夜は心細い.左は,地震直後の2011年3月11日20時30分の避難状況.この写真をクリックすると動画が見られます.右は,地震発生翌日の2011年3月12日19時22分の状況.
左は,2011年3月13日6時33分の様子.どうやって,自宅に帰るか思案しているとき.右は,2011年3月13日8時16分,卒業生が迎えに来てくれて,自宅に帰れることになったとき.僕の顔に笑顔が・・・でも,学生諸君はしばらく避難生活が続きました.このとき,みんなと固い握手!忘れません.
2012/04/05木曜日
「軍師が好き」
僕は,大学生の頃に読書で知って以来,中国の三国志が大好きです.数限りない,個性的な英雄が登場しては,それぞれの性格と人生観で乱世を生き抜く姿に感動しました.その後は,テレビゲームなどにもなっていて,世代を問わず,楽しめるものになっているのでしょう.三国志には,君主はもちろん,将軍や宰相,軍師などが登場します.その中でも,僕は軍師に憧れてしまいます.なぜか君主には魅力を感じませんね.
三国志の時代ではない前漢の時代ですが,「項羽と劉邦」に出てくる韓信将軍が好きになったのが,きっかけのようです.“軍師が好きとかいって,いきなり将軍じゃないか”と言われるかもしれませんが,韓信将軍は軍師的な人だったのではないかと思っています.劉邦の周りには,韓信の他に,蕭何(しょうか)や張良(ちょうりょう)という賢臣がいました.この3人の中では,張良が軍師だったのかもしれませんが,蕭何が内務的な軍師,張良は劉邦の秘書的な軍師,韓信は兵法における軍師という役割だったのではないかと個人的な見解を持っています.ではなぜ韓信将軍が好きなのかというと,将軍といっても体力勝負ではないところが気に入っています.「韓信の股くぐり」とか「背水の陣」とか,三国志の張飛のように,ただ体力勝負というのではなく,策士である点が好きなのです.大学院を出てすぐに就職した研究所の就職面接の席で,「最近,読んだ本で感銘を受けたものは?」と問われて,迷わず,「項羽と劉邦です.特に,その中の韓信将軍がとても好きです.なぜ,好きかというと・・・・」と問われていないことにまで,夢中になって話してしまったことがあります.

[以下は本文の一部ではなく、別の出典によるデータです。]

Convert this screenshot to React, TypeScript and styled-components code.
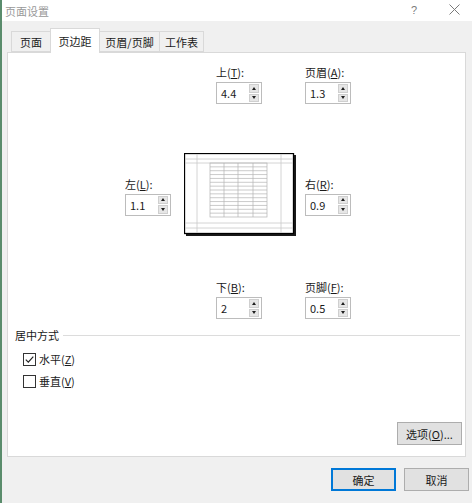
import React from 'react';
import styled, { createGlobalStyle } from 'styled-components';

const GlobalStyle = createGlobalStyle`
  html, body {
    margin: 0;
    padding: 0;
    background: #ffffff;
  }
  body {
    font-family: "Noto Sans CJK SC", "Liberation Sans", sans-serif;
    font-size: 11px;
    color: #1a1a1a;
  }
`;

interface FieldProps {
  name: string;
  hotkey: string;
  value: string;
  col: number;
  row: number;
  center?: boolean;
}

const tabs = [
  { label: '页面', width: 40 },
  { label: '页边距', width: 50, active: true },
  { label: '页眉/页脚', width: 61 },
  { label: '工作表', width: 45 },
];

const fields: FieldProps[] = [
  { name: '上', hotkey: 'T', value: '4.4', col: 3, row: 1 },
  { name: '页眉', hotkey: 'A', value: '1.3', col: 5, row: 1 },
  { name: '左', hotkey: 'L', value: '1.1', col: 1, row: 3, center: true },
  { name: '右', hotkey: 'R', value: '0.9', col: 5, row: 3, center: true },
  { name: '下', hotkey: 'B', value: '2', col: 3, row: 5 },
  { name: '页脚', hotkey: 'F', value: '0.5', col: 5, row: 5 },
];

const SpinField = (props: FieldProps) => (
  <StyledField $col={props.col} $row={props.row} $center={props.center}>
    <StyledFieldLabel>
      {props.name}(<u>{props.hotkey}</u>):
    </StyledFieldLabel>
    <StyledSpinBox>
      <StyledSpinValue>{props.value}</StyledSpinValue>
      <StyledSpinButtons>
        <StyledSpinButton>
          <StyledArrow $up />
        </StyledSpinButton>
        <StyledSpinButton>
          <StyledArrow />
        </StyledSpinButton>
      </StyledSpinButtons>
    </StyledSpinBox>
  </StyledField>
);

// 页面预览图（表格 + 页边距线）
const PagePreview = () => {
  const rows = 14;
  const top = 10;
  const bottom = 64;
  const step = (bottom - top) / rows;
  const rowLines = [];
  for (let i = 1; i < rows; i++) {
    const y = top + step * i;
    rowLines.push(<line key={i} x1={26} y1={y} x2={83} y2={y} />);
  }
  return (
    <StyledPreview>
      <svg width="112" height="83" viewBox="0 0 112 83">
        <rect x="2" y="2" width="110" height="81" fill="#1a1a1a" />
        <rect x="0.5" y="0.5" width="109" height="80" fill="#ffffff" stroke="#000000" strokeWidth="1.3" />
        <g stroke="#c9c9c9" strokeWidth="0.8">
          <line x1="13" y1="1" x2="13" y2="80" />
          <line x1="97" y1="1" x2="97" y2="80" />
          <line x1="1" y1="6" x2="109" y2="6" />
          <line x1="1" y1="10" x2="109" y2="10" />
          <line x1="1" y1="70" x2="109" y2="70" />
          <line x1="1" y1="75" x2="109" y2="75" />
        </g>
        <g stroke="#b3b3b3" strokeWidth="0.7" fill="none">
          <rect x="26" y={top} width="57" height={bottom - top} />
          <line x1="40" y1={top} x2="40" y2={bottom} />
          <line x1="54" y1={top} x2="54" y2={bottom} />
          <line x1="69" y1={top} x2="69" y2={bottom} />
          {rowLines}
        </g>
      </svg>
    </StyledPreview>
  );
};

const CheckMark = () => (
  <svg width="11" height="11" viewBox="0 0 11 11">
    <path d="M1.8 5.6 L4.3 8.1 L9.3 2.6" fill="none" stroke="#222222" strokeWidth="1.2" />
  </svg>
);

const App = () => {
  return (
    <>
      <GlobalStyle />
      <StyledWindow>
        <StyledTitleBar>
          <StyledTitle>页面设置</StyledTitle>
          <StyledTitleHelp>?</StyledTitleHelp>
          <StyledTitleClose>
            <svg width="11" height="11" viewBox="0 0 11 11">
              <path d="M0.5 0.5 L10.5 10.5 M10.5 0.5 L0.5 10.5" stroke="#7a7a7a" strokeWidth="1" />
            </svg>
          </StyledTitleClose>
        </StyledTitleBar>
        <StyledMain>
          <StyledTabRow>
            {tabs.map((tab) => (
              <StyledTab key={tab.label} $width={tab.width} $active={tab.active}>
                {tab.label}
              </StyledTab>
            ))}
          </StyledTabRow>
          <StyledPanel>
            <StyledMarginGrid>
              {fields.map((f) => (
                <SpinField key={f.hotkey} {...f} />
              ))}
              <StyledPreviewCell>
                <PagePreview />
              </StyledPreviewCell>
            </StyledMarginGrid>
            <StyledGroupTitle>
              <span>居中方式</span>
              <StyledGroupLine />
            </StyledGroupTitle>
            <StyledCheckRow>
              <StyledCheckBox>
                <CheckMark />
              </StyledCheckBox>
              <span>
                水平(<u>Z</u>)
              </span>
            </StyledCheckRow>
            <StyledCheckRow>
              <StyledCheckBox />
              <span>
                垂直(<u>V</u>)
              </span>
            </StyledCheckRow>
            <StyledOptionsButton>
              选项(<u>O</u>)...
            </StyledOptionsButton>
          </StyledPanel>
        </StyledMain>
        <StyledFooter>
          <StyledButton $primary>确定</StyledButton>
          <StyledButton>取消</StyledButton>
        </StyledFooter>
      </StyledWindow>
    </>
  );
};

const StyledWindow = styled.div`
  width: 472px;
  height: 503px;
  box-sizing: border-box;
  display: flex;
  flex-direction: column;
  border-left: 2px solid #5a8c6c;
  background: #f0f0f0;
`;
const StyledTitleBar = styled.div`
  height: 21px;
  display: flex;
  align-items: center;
  padding-left: 3px;
  background: #ffffff;
`;
const StyledTitle = styled.div`
  flex: 1 1 auto;
  color: #999999;
  font-size: 11px;
  line-height: 16px;
`;
const StyledTitleHelp = styled.div`
  width: 8px;
  color: #7a7a7a;
  font-family: "Liberation Sans", sans-serif;
  font-size: 11px;
  line-height: 14px;
  margin-right: 30px;
  margin-top: -2px;
`;
const StyledTitleClose = styled.div`
  display: flex;
  margin-right: 12px;
  margin-top: -3px;
`;
const StyledMain = styled.div`
  display: flex;
  flex-direction: column;
  padding: 7px 6px 0 5px;
`;
const StyledTabRow = styled.div`
  height: 25px;
  display: flex;
  align-items: flex-end;
  padding-left: 5px;
  position: relative;
  z-index: 1;
`;
const StyledTab = styled.div<{ $width: number; $active?: boolean }>`
  width: ${(p) => p.$width}px;
  box-sizing: border-box;
  height: ${(p) => (p.$active ? 25 : 21)}px;
  margin-bottom: ${(p) => (p.$active ? 0 : 1)}px;
  display: flex;
  align-items: center;
  justify-content: center;
  padding-top: ${(p) => (p.$active ? 0 : 1)}px;
  background: ${(p) => (p.$active ? '#ffffff' : '#f0f0f0')};
  border: 1px solid #d9d9d9;
  border-bottom: ${(p) => (p.$active ? 'none' : '1px solid #d9d9d9')};
  margin-left: -1px;
  white-space: nowrap;
  font-size: 11px;
`;
const StyledPanel = styled.div`
  height: 405px;
  box-sizing: border-box;
  margin-top: -1px;
  display: flex;
  flex-direction: column;
  background: #ffffff;
  border: 1px solid #d9d9d9;
`;
const StyledMarginGrid = styled.div`
  display: grid;
  grid-template-columns: 46px 13px 110px 11px 46px;
  grid-template-rows: 40px 49px 83px 43px 40px;
  margin: 11px 0 0 117px;
`;
const StyledField = styled.div<{ $col: number; $row: number; $center?: boolean }>`
  grid-column: ${(p) => p.$col};
  grid-row: ${(p) => p.$row};
  justify-self: center;
  align-self: ${(p) => (p.$center ? 'center' : 'start')};
  display: flex;
  flex-direction: column;
  margin-top: ${(p) => (p.$center ? 2 : 0)}px;
`;
const StyledFieldLabel = styled.div`
  height: 16px;
  line-height: 16px;
  margin-bottom: 2px;
  white-space: nowrap;
  font-size: 11px;
`;
const StyledSpinBox = styled.div`
  width: 46px;
  height: 22px;
  box-sizing: border-box;
  display: flex;
  border: 1px solid #bcbcbc;
  background: #ffffff;
`;
const StyledSpinValue = styled.div`
  flex: 1 1 auto;
  padding-left: 4px;
  line-height: 20px;
  font-size: 11px;
`;
const StyledSpinButtons = styled.div`
  width: 10px;
  display: flex;
  flex-direction: column;
  gap: 1px;
  margin: 1px 2px 1px 0;
`;
const StyledSpinButton = styled.div`
  flex: 1 1 0;
  display: flex;
  align-items: center;
  justify-content: center;
  background: #e6e6e6;
  border: 1px solid #cfcfcf;
  box-sizing: border-box;
`;
const StyledArrow = styled.div<{ $up?: boolean }>`
  width: 0;
  height: 0;
  border-left: 2.5px solid transparent;
  border-right: 2.5px solid transparent;
  ${(p) => (p.$up ? 'border-bottom: 3px solid #1e1e1e;' : 'border-top: 3px solid #1e1e1e;')}
`;
const StyledPreviewCell = styled.div`
  grid-column: 3;
  grid-row: 3;
`;
const StyledPreview = styled.div`
  width: 112px;
  height: 83px;
  display: flex;
`;
const StyledGroupTitle = styled.div`
  height: 16px;
  margin-top: 8px;
  padding: 0 5px 0 7px;
  display: flex;
  align-items: center;
  line-height: 16px;
  white-space: nowrap;
`;
const StyledGroupLine = styled.div`
  flex: 1 1 auto;
  height: 1px;
  margin-left: 4px;
  margin-top: 1px;
  background: #dcdcdc;
`;
const StyledCheckRow = styled.div`
  height: 16px;
  margin-top: 8px;
  padding-left: 15px;
  display: flex;
  align-items: center;
  line-height: 16px;
  & + & {
    margin-top: 6px;
  }
`;
const StyledCheckBox = styled.div`
  width: 13px;
  height: 13px;
  box-sizing: border-box;
  margin-right: 3px;
  display: flex;
  align-items: center;
  justify-content: center;
  border: 1px solid #333333;
  background: #ffffff;
`;
const StyledButtonBase = styled.div`
  width: 65px;
  height: 23px;
  box-sizing: border-box;
  display: flex;
  align-items: center;
  justify-content: center;
  background: #e1e1e1;
  border: 1px solid #adadad;
  font-size: 11px;
  white-space: nowrap;
`;
const StyledOptionsButton = styled(StyledButtonBase)`
  align-self: flex-end;
  margin: 33px 3px 0 0;
`;
const StyledFooter = styled.div`
  display: flex;
  justify-content: flex-end;
  gap: 8px;
  padding: 11px 3px 0 0;
`;
const StyledButton = styled(StyledButtonBase)<{ $primary?: boolean }>`
  border-color: ${(p) => (p.$primary ? '#0078d7' : '#adadad')};
  box-shadow: ${(p) => (p.$primary ? 'inset 0 0 0 1px #0078d7' : 'none')};
`;

export default App;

三国志ではとてもたくさんの軍師が出てきますね.諸葛亮孔明(しょかつりょうこうめい,諸葛孔明として有名)はとても有名ですが,三国志後半に登場し,曹操亡き後の魏国を実質的に支配した司馬懿仲達(しばいちゅうたつ,司馬仲達とも言います)も良く知られているのではないでしょうか.三国志の中では,私は諸葛亮孔明が好きです.“死せる孔明,仲達を走らす”というのが良いですよね.戦車の原型を考えたとか,極めて論理的な兵法を編み出したりとか,ワクワクするような人物のように思っています.
三国志の前半では,魏国・曹操の軍師として,荀ケ(じゅんいく)が登場してきます.荀ケは,曹操の暴走に歯止めをかける忠告を数多くするのですが,唯我独尊的な曹操に受け入れてもらえない悩みを持ち続けます.う〜ん,とても人間味がありますね.呉国では,孫堅,孫策,孫権と君主が目まぐるしく変わる中,軍師として周瑜(しゅうゆ)が登場します.赤壁の戦いでは,諸葛亮孔明と協力して勝利しましたね.まだ観ていませんが,映画レッドクリフでの主役は,周瑜が主人公だったのではないでしょうか.周瑜は,病弱でハンサムというイメージですね.